▶ [Data supplied]
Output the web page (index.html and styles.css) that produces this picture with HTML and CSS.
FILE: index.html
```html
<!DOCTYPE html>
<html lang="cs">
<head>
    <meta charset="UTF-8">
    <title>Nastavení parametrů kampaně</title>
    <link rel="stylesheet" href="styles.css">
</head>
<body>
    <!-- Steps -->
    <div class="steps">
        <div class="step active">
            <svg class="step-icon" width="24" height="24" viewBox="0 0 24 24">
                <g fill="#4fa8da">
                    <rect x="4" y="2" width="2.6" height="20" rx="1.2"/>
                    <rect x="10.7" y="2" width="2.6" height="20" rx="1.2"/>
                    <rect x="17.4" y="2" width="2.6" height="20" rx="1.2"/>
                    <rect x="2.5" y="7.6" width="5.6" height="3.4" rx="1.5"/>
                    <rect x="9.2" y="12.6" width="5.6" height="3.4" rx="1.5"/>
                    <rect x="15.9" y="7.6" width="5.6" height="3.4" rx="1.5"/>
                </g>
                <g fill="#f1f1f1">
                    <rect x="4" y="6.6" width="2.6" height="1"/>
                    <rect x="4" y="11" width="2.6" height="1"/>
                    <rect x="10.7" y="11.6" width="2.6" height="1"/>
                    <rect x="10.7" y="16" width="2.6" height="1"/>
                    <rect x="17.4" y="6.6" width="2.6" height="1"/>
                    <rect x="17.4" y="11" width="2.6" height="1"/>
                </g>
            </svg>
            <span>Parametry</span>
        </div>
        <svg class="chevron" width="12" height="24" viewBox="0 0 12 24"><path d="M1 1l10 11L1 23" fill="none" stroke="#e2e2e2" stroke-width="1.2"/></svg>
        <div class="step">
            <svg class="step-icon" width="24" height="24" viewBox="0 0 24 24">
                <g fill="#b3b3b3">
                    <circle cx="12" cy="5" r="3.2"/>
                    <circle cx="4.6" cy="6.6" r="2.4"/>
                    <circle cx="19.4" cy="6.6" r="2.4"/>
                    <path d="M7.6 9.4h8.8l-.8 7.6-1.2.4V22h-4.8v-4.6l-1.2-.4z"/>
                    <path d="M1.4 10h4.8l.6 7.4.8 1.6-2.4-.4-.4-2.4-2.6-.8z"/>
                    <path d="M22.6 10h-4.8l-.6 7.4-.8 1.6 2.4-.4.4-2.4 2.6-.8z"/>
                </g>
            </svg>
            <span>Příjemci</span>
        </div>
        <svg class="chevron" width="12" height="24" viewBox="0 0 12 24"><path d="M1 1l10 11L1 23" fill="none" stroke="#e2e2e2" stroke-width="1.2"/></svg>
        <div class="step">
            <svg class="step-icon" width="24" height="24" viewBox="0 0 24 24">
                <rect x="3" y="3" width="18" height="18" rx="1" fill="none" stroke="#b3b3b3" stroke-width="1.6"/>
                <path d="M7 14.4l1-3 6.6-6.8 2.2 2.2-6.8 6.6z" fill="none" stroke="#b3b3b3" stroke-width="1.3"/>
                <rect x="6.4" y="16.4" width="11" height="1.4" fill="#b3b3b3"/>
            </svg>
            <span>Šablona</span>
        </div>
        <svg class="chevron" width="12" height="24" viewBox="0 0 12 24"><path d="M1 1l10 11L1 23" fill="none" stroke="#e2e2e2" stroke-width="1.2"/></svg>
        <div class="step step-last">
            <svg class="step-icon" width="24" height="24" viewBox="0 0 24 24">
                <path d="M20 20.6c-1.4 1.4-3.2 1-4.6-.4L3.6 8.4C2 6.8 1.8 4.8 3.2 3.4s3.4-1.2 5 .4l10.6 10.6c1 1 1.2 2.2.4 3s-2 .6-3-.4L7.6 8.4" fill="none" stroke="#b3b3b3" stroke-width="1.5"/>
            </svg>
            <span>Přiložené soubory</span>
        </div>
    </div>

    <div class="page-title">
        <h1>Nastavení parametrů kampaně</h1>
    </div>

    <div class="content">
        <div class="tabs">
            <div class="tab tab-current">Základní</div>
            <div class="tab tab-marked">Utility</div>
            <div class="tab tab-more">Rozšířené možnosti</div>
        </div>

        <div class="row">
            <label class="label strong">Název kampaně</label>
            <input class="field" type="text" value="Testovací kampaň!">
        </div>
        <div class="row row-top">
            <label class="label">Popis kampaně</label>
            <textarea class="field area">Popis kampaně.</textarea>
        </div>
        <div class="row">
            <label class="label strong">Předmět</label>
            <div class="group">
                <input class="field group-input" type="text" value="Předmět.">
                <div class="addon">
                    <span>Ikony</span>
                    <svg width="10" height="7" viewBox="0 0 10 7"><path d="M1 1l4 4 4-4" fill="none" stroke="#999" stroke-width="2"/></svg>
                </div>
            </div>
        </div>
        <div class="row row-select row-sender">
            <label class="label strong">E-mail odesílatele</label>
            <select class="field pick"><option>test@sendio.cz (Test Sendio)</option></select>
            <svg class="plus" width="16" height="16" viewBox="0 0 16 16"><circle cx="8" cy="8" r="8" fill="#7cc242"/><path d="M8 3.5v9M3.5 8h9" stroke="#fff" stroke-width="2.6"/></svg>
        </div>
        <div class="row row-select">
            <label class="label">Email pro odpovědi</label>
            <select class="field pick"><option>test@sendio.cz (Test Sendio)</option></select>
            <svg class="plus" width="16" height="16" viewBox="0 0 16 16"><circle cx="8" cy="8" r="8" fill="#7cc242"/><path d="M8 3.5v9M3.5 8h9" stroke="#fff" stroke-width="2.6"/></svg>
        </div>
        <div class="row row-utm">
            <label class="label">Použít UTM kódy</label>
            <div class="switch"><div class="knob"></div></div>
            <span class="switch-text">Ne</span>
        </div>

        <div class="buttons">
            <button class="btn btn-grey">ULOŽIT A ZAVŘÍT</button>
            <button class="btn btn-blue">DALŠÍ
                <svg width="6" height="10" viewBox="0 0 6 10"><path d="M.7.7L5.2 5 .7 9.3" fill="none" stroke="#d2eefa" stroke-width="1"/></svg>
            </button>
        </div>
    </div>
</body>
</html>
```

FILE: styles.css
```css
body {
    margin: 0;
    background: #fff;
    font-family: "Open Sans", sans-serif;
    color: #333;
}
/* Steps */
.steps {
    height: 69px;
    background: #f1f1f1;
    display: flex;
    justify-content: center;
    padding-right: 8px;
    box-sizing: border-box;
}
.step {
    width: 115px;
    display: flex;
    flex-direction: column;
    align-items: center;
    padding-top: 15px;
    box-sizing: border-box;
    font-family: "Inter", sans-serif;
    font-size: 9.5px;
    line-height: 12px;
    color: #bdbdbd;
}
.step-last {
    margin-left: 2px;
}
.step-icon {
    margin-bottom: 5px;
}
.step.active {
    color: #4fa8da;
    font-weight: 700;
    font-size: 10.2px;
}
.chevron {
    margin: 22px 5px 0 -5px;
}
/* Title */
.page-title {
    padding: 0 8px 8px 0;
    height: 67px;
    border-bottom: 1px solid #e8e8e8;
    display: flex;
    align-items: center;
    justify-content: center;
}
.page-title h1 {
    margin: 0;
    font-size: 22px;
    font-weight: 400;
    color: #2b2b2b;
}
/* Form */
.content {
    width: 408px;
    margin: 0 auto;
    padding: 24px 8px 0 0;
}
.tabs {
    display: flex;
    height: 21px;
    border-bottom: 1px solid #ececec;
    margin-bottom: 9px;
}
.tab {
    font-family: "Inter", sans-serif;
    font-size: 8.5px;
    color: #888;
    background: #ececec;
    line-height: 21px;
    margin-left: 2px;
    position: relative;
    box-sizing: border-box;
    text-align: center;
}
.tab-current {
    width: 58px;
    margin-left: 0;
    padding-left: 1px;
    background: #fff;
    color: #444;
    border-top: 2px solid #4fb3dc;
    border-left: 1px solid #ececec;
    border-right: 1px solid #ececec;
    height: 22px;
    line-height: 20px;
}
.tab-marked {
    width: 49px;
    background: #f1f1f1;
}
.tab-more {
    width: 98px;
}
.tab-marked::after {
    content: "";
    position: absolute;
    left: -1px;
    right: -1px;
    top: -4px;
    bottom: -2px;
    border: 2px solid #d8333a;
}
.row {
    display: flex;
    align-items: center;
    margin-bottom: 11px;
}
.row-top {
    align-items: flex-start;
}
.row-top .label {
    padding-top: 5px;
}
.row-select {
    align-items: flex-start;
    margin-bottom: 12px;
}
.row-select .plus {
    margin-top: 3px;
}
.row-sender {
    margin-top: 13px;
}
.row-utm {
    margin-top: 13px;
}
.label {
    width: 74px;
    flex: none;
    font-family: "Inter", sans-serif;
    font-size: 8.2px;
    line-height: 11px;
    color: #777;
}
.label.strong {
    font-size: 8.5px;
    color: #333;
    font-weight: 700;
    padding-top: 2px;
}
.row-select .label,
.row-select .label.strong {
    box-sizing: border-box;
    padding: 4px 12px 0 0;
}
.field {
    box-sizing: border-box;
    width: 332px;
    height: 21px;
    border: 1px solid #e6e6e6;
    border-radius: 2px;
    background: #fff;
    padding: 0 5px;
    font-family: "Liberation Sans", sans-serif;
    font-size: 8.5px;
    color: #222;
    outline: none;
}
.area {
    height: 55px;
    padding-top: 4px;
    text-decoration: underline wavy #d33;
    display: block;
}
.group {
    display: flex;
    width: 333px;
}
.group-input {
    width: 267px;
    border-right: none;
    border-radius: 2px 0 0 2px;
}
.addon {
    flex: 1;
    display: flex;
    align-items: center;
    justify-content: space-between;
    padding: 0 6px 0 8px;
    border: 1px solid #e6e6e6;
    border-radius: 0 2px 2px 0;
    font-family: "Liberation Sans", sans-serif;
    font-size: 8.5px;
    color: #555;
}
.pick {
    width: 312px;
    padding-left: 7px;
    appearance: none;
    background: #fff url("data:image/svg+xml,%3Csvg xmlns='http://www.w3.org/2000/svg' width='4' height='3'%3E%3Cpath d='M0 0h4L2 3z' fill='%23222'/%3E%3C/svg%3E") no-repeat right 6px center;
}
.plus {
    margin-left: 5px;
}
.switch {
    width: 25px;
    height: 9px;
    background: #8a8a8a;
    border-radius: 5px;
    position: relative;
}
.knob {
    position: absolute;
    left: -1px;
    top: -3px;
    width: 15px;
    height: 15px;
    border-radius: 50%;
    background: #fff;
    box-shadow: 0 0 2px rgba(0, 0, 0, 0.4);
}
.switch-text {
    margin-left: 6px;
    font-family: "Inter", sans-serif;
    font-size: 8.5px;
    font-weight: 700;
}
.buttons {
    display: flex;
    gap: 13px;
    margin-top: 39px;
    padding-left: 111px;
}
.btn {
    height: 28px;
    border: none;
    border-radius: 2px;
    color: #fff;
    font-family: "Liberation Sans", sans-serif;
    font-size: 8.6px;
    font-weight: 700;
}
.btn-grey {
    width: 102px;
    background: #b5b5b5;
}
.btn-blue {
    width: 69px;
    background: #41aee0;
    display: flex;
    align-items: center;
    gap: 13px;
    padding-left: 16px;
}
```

* * *

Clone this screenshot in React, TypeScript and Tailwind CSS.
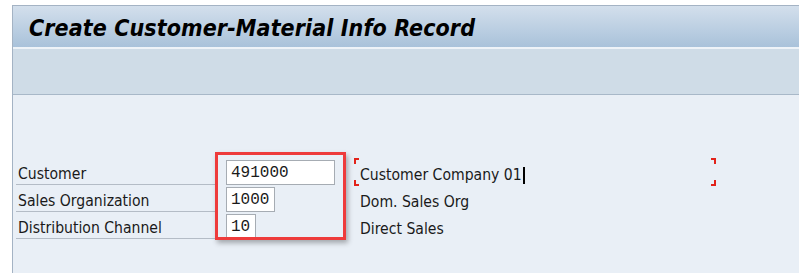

▶ [Problem description] Using the material above, gather every line that includes "styles".

▶ [Solution to this exercise]
Output the web page (index.html and styles.css) that produces this picture with HTML and CSS.
    <link rel="stylesheet" href="styles.css">
FILE: styles.css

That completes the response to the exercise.